Trish opposes the cruel practice used by snipers of designating a “Judas wolf” to locate and massacre wolf packs and believes wolves are wrongly scape-goated for the demise of the mountain caribou. Like many wildlife advocates, Boyum maintains that the mountain caribou face extinction due to habitat destruction caused by industry — primarily logging.
In fact, she noted, Canfor, one of the top BC Liberal donors, was recently granted logging permits in critical caribou habitat in the area around Wells Gray Park.
For citizens like herself who want to see a change in B.C. wildlife policies, she urges voters to carefully consider each party’s wildlife platform before voting and to vote strategically.
And for her part, she said she and Eric will continue to educate people through their eco-tourism business Ocean Adventures.

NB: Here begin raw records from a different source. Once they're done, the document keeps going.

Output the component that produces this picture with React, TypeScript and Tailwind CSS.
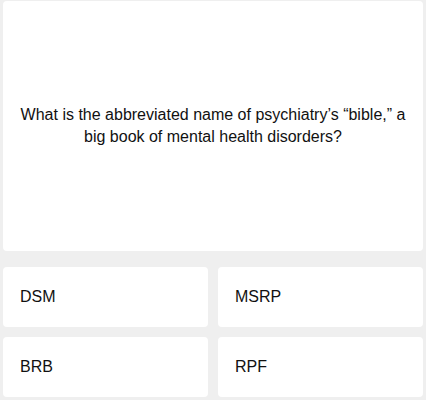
const ANSWERS = ["DSM", "MSRP", "BRB", "RPF"];

export default function App() {
  return (
    <div
      className="min-h-[400px] bg-[#efefef] px-[3px] pt-px text-[#111]"
      style={{ fontFamily: '"Liberation Sans", Arial, sans-serif' }}
    >
      <div className="flex h-[250px] items-center justify-center rounded-[4px] bg-white px-4">
        <p className="text-center text-[16px] leading-[22px]">
          What is the abbreviated name of psychiatry’s “bible,” a big book of
          mental health disorders?
        </p>
      </div>
      <div className="mt-[16px] grid grid-cols-2 gap-[10px]">
        {ANSWERS.map((answer) => (
          <button
            key={answer}
            className="flex h-[60px] items-center rounded-[4px] bg-white px-[17px] text-left text-[16px]"
          >
            {answer}
          </button>
        ))}
      </div>
    </div>
  );
}
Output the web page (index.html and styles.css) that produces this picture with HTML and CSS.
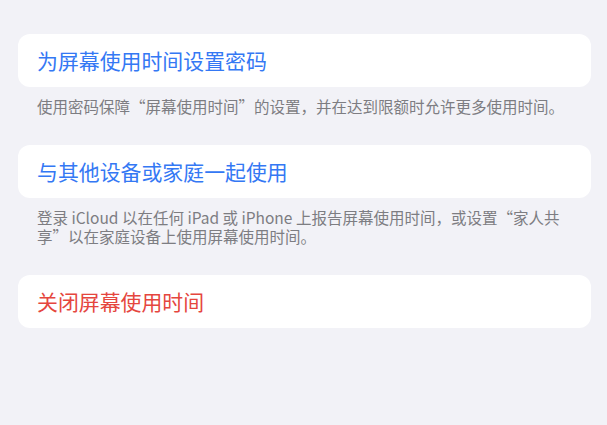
FILE: index.html
```html
<!DOCTYPE html>
<html lang="zh-CN">
<head>
<meta charset="utf-8">
<link rel="stylesheet" href="styles.css">
</head>
<body>
<div class="page">
  <section class="group">
    <div class="card"><span class="action blue">为屏幕使用时间设置密码</span></div>
    <p class="footer">使用密码保障“屏幕使用时间”的设置，并在达到限额时允许更多使用时间。</p>
  </section>
  <section class="group">
    <div class="card"><span class="action blue">与其他设备或家庭一起使用</span></div>
    <p class="footer">登录 iCloud 以在任何 iPad 或 iPhone 上报告屏幕使用时间，或设置“家人共享”以在家庭设备上使用屏幕使用时间。</p>
  </section>
  <section class="group">
    <div class="card"><span class="action red">关闭屏幕使用时间</span></div>
  </section>
</div>
</body>
</html>
```

FILE: styles.css
```css
html, body {
  margin: 0;
  padding: 0;
  background: #f2f2f7;
}
body {
  font-family: "Noto Sans CJK SC", "Noto Sans", sans-serif;
  width: 607px;
  height: 425px;
  overflow: hidden;
}
.page {
  padding: 34px 16px 0 18px;
  display: flex;
  flex-direction: column;
  gap: 29.5px;
}
.group {
  display: flex;
  flex-direction: column;
}
.card {
  background: #ffffff;
  border-radius: 12px;
  height: 53px;
  display: flex;
  align-items: center;
  padding: 0 19px;
}
.action {
  font-size: 20.9px;
  line-height: 1;
}
.blue { color: #3478f4; }
.red { color: #e5463e; }
.footer {
  margin: 10px 0 0;
  padding: 0 19px;
  font-size: 15.5px;
  line-height: 18.5px;
  color: #7d7d82;
}
```
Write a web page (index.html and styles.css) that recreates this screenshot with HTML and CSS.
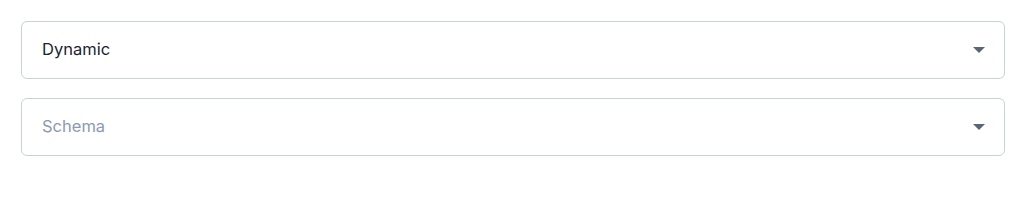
FILE: index.html
```html
<!DOCTYPE html>
<html>
<head>
<meta charset="utf-8">
<link rel="stylesheet" href="styles.css">
</head>
<body>
<div class="form">
  <div class="select">
    <span class="value">Dynamic</span>
    <svg class="caret" width="12" height="6" viewBox="0 0 12 6"><path d="M0 0H12L6 6Z" fill="#5a6577"/></svg>
  </div>
  <div class="select">
    <span class="placeholder">Schema</span>
    <svg class="caret" width="12" height="6" viewBox="0 0 12 6"><path d="M0 0H12L6 6Z" fill="#5a6577"/></svg>
  </div>
</div>
</body>
</html>
```
FILE: styles.css
```css
html, body {
  margin: 0;
  padding: 0;
  background: #ffffff;
}
body {
  font-family: Inter, "Noto Sans", sans-serif;
}
.form {
  display: flex;
  flex-direction: column;
  gap: 19px;
  padding: 21px 19px 0 21px;
}
.select {
  box-sizing: border-box;
  height: 58px;
  border: 1px solid #c9d1dc;
  border-radius: 6px;
  display: flex;
  align-items: center;
  justify-content: space-between;
  padding: 0 19px 2px 20px;
  font-size: 16.5px;
}
.value {
  color: #1a2233;
}
.placeholder {
  color: #8a9ab0;
}
.caret {
  display: block;
  margin-top: 1px;
}
```
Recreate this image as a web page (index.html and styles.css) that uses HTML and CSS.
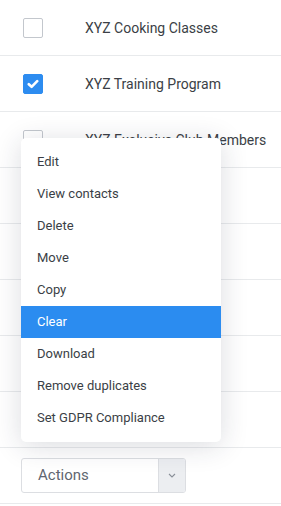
FILE: index.html
```html
<!DOCTYPE html>
<html>
<head>
<meta charset="utf-8">
<link rel="stylesheet" href="styles.css">
</head>
<body>
<div class="page">
  <div class="row"><span class="cb"></span><span class="label">XYZ Cooking Classes</span></div>
  <div class="row"><span class="cb checked"><svg width="12" height="10" viewBox="0 0 12 10"><polyline points="1.8,5.2 4.6,7.8 10.2,2.2" fill="none" stroke="#fff" stroke-width="2.6" stroke-linecap="round" stroke-linejoin="round"/></svg></span><span class="label">XYZ Training Program</span></div>
  <div class="row"><span class="cb"></span><span class="label">XYZ Exclusive Club Members</span></div>
  <div class="row"></div>
  <div class="row"></div>
  <div class="row"></div>
  <div class="row"></div>
  <div class="row"></div>
  <div class="row footer">
    <div class="select">
      <span class="select-text">Actions</span>
      <span class="select-arrow"><svg width="8" height="5" viewBox="0 0 8 5"><polyline points="1,1 4,4 7,1" fill="none" stroke="#8a9099" stroke-width="1.1"/></svg></span>
    </div>
  </div>
  <ul class="menu">
    <li>Edit</li>
    <li>View contacts</li>
    <li>Delete</li>
    <li>Move</li>
    <li>Copy</li>
    <li class="active">Clear</li>
    <li>Download</li>
    <li>Remove duplicates</li>
    <li>Set GDPR Compliance</li>
  </ul>
</div>
</body>
</html>
```

FILE: styles.css
```css
html, body {
  margin: 0;
  padding: 0;
  background: #fff;
}
body {
  font-family: Roboto, "Liberation Sans", sans-serif;
  color: #3b3f46;
}
.page {
  position: relative;
  width: 281px;
  overflow: hidden;
}
.row {
  height: 55px;
  border-bottom: 1px solid #e8eaec;
  display: flex;
  align-items: center;
  box-sizing: content-box;
}
.cb {
  width: 18px;
  height: 18px;
  border: 1px solid #c3c7cd;
  border-radius: 2px;
  margin-left: 23px;
  margin-right: 42px;
  background: #fff;
  display: flex;
  align-items: center;
  justify-content: center;
}
.cb.checked {
  background: #2d8cf0;
  border-color: #2d8cf0;
}
.label {
  font-size: 14px;
  white-space: nowrap;
  color: #3b3f46;
}
.footer {
  align-items: center;
}
.select {
  margin-left: 21px;
  width: 163px;
  height: 33px;
  border: 1px solid #dcdee2;
  border-radius: 3px;
  display: flex;
  overflow: hidden;
}
.select-text {
  flex: 1;
  padding-left: 16px;
  font-size: 15px;
  line-height: 33px;
  color: #5f6670;
}
.select-arrow {
  width: 26px;
  border-left: 1px solid #dcdee2;
  background: #eceef1;
  display: flex;
  align-items: center;
  justify-content: center;
}
.menu {
  position: absolute;
  top: 138px;
  left: 21px;
  width: 200px;
  margin: 0;
  padding: 8px 0;
  list-style: none;
  background: #fff;
  border-radius: 5px;
  box-shadow: 0 4px 28px rgba(30, 40, 60, 0.16);
}
.menu li {
  height: 32px;
  line-height: 32px;
  padding-left: 16px;
  font-size: 13px;
  color: #3b3f46;
}
.menu li.active {
  background: #2b8cf0;
  color: #fff;
}
```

"What we do is not just a business. We hope our guests will come to understand the true nature of grizzly bears, and that they aren’t so different from us," she explained. "For example, a mother grizzly we’ve seen raise two sets of cubs, sits back in the grass, with her eyes closed and hums while she nurses her cubs. Our guests can see that grizzly bear mothers are not so different from human mothers."
Trish and Eric present their guests with opportunities to learn about looking after wildlife and wild places and encourage them to learn about First Nations culture.
“First Nations people have lived side by side with bears for millennia. I believe that they are the ones that are going to lead us out of this mess, as the Coastal First Nations are doing now.”
“There is nowhere else on earth as beautiful as the wilderness in which grizzly bears live,” Boyum continued, "and nothing as magnificent and as soul stirring as seeing grizzly bears just being grizzly bears. They can make us laugh, they can fill us with wonder, and if we are paying attention, they can make us better human beings.”